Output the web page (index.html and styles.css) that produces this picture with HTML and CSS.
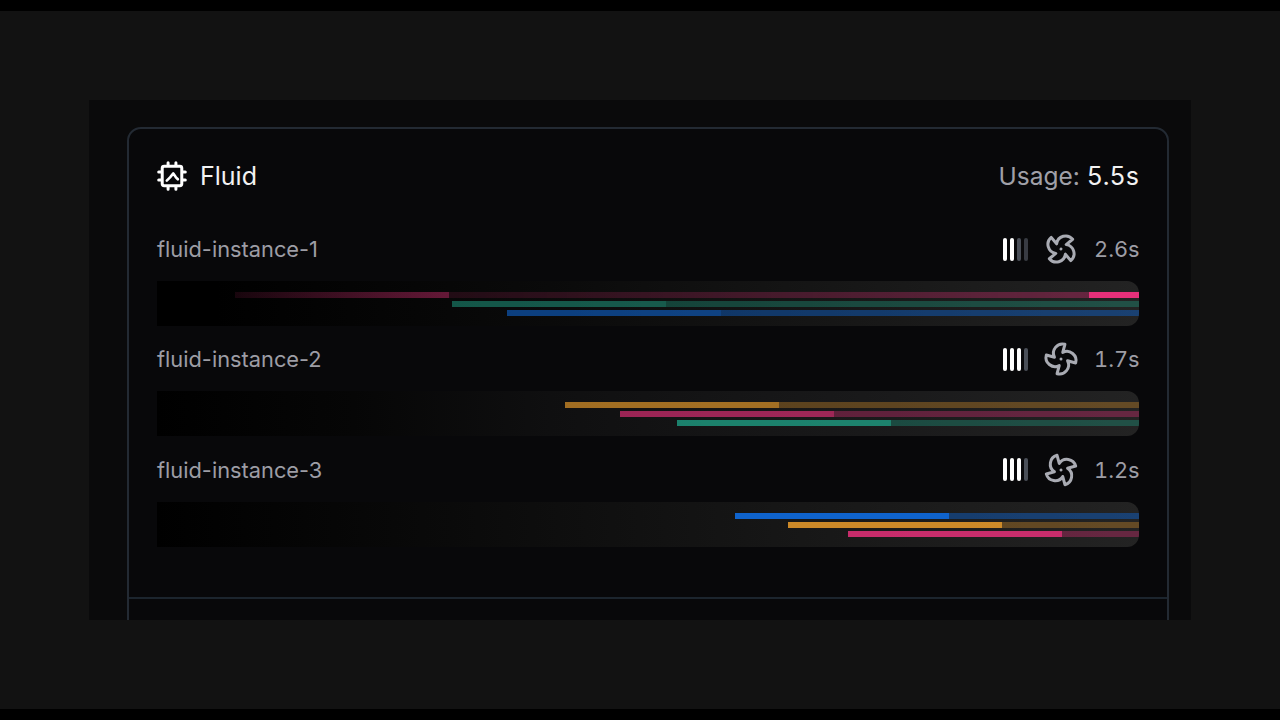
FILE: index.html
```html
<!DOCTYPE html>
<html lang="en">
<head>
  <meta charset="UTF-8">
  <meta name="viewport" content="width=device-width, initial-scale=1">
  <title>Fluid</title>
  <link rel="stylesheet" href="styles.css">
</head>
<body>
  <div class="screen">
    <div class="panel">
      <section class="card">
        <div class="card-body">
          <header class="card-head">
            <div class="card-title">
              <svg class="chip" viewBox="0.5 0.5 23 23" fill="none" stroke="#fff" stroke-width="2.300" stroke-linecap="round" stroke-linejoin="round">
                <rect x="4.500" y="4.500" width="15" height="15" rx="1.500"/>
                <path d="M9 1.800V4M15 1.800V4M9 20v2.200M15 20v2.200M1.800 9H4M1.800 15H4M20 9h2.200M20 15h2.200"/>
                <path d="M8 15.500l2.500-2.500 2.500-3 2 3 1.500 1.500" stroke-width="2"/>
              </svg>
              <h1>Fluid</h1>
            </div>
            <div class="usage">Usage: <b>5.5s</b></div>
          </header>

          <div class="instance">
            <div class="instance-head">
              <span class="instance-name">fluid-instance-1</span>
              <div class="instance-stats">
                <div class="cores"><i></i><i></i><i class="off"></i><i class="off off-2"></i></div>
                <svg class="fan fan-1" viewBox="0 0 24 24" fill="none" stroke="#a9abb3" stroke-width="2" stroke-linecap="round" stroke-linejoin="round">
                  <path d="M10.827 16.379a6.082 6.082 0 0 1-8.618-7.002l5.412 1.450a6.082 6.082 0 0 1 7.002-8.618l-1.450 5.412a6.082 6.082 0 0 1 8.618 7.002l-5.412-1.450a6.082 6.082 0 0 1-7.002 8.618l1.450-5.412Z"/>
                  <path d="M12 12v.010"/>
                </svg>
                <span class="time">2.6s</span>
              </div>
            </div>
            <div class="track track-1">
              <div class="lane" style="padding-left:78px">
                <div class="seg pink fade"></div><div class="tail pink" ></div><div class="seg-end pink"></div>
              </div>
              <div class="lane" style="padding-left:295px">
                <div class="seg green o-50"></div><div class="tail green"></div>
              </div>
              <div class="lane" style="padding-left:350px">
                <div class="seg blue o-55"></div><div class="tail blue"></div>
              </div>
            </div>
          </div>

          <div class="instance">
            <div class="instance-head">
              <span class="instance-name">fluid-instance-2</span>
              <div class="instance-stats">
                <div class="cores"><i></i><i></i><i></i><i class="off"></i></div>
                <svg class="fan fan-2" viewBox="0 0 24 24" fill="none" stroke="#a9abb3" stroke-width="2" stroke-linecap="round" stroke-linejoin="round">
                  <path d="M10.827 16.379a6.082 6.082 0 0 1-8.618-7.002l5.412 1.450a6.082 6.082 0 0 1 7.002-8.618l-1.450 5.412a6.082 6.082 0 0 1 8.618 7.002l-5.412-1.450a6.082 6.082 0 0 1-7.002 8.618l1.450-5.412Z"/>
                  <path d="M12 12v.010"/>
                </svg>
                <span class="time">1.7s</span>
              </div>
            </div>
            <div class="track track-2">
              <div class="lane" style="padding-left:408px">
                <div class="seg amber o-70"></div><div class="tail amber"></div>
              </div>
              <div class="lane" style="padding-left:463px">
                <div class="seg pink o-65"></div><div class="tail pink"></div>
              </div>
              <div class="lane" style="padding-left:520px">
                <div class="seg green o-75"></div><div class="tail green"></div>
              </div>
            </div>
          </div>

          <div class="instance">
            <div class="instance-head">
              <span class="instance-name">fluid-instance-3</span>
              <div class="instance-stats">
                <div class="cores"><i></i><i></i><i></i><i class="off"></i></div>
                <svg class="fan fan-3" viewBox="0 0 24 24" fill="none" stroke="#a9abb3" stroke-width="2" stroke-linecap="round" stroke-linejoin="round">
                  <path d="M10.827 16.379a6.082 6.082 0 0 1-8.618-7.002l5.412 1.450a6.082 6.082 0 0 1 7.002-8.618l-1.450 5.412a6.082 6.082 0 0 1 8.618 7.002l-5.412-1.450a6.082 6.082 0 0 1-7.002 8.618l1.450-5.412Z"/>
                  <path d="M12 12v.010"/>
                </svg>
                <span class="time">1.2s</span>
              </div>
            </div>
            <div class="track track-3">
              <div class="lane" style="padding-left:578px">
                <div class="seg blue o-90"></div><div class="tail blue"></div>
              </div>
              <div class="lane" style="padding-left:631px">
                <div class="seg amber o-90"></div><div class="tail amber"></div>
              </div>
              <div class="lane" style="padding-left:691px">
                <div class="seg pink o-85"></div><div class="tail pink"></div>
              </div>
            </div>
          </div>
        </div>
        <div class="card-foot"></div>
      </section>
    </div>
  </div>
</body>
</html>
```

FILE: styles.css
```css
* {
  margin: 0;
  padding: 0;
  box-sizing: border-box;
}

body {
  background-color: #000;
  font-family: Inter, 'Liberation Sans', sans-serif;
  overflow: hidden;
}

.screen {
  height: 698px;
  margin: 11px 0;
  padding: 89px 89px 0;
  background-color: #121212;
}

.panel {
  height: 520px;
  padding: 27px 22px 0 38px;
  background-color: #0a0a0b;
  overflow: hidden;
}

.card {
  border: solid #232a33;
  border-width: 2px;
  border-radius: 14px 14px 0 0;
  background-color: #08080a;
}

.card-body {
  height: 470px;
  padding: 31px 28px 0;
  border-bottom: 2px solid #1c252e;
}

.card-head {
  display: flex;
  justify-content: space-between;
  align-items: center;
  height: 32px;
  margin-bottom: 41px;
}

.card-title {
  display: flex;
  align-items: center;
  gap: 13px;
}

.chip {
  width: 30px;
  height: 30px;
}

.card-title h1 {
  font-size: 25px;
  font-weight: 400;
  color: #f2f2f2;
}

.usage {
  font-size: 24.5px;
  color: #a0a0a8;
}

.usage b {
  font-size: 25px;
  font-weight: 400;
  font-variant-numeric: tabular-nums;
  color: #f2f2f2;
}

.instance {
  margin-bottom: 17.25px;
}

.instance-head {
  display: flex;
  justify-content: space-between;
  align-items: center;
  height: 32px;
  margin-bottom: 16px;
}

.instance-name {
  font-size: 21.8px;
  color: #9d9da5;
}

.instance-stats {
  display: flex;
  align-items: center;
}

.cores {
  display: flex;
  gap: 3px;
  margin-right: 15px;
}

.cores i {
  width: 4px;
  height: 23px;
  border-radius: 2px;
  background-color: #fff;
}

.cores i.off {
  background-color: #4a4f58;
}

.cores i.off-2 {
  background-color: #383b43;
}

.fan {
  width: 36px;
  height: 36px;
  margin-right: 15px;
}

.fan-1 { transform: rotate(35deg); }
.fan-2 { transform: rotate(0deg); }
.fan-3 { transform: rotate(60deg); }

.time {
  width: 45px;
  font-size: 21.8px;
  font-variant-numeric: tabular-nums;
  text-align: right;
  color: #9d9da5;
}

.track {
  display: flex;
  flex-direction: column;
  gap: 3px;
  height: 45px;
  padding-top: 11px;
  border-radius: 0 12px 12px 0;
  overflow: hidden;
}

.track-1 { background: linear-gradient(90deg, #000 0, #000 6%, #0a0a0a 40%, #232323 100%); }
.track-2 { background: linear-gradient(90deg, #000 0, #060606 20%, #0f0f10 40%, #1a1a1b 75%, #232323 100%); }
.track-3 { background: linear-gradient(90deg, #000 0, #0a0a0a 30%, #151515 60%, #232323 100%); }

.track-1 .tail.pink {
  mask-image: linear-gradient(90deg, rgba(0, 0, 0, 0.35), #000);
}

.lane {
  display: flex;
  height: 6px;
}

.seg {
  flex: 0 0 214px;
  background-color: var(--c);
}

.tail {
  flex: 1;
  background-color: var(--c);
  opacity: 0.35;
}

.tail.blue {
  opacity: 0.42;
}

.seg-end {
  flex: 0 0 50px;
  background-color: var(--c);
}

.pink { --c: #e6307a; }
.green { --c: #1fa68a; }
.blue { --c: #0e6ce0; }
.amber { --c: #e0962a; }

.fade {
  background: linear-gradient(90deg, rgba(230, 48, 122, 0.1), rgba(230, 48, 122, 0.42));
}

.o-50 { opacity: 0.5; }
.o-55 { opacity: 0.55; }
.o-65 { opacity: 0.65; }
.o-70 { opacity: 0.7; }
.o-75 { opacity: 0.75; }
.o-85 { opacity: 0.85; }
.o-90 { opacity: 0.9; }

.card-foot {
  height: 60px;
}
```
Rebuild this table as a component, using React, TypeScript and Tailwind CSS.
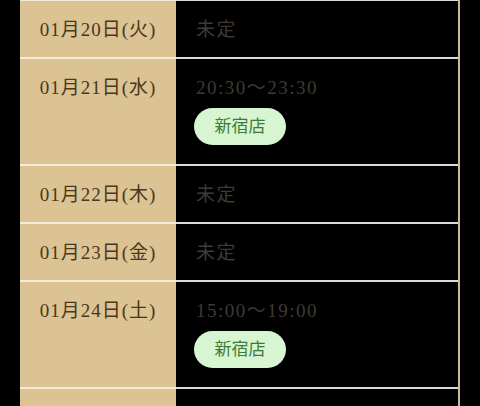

## Work to do
Count the lines above that contain the word "this". Give only the number.

## Task solution
2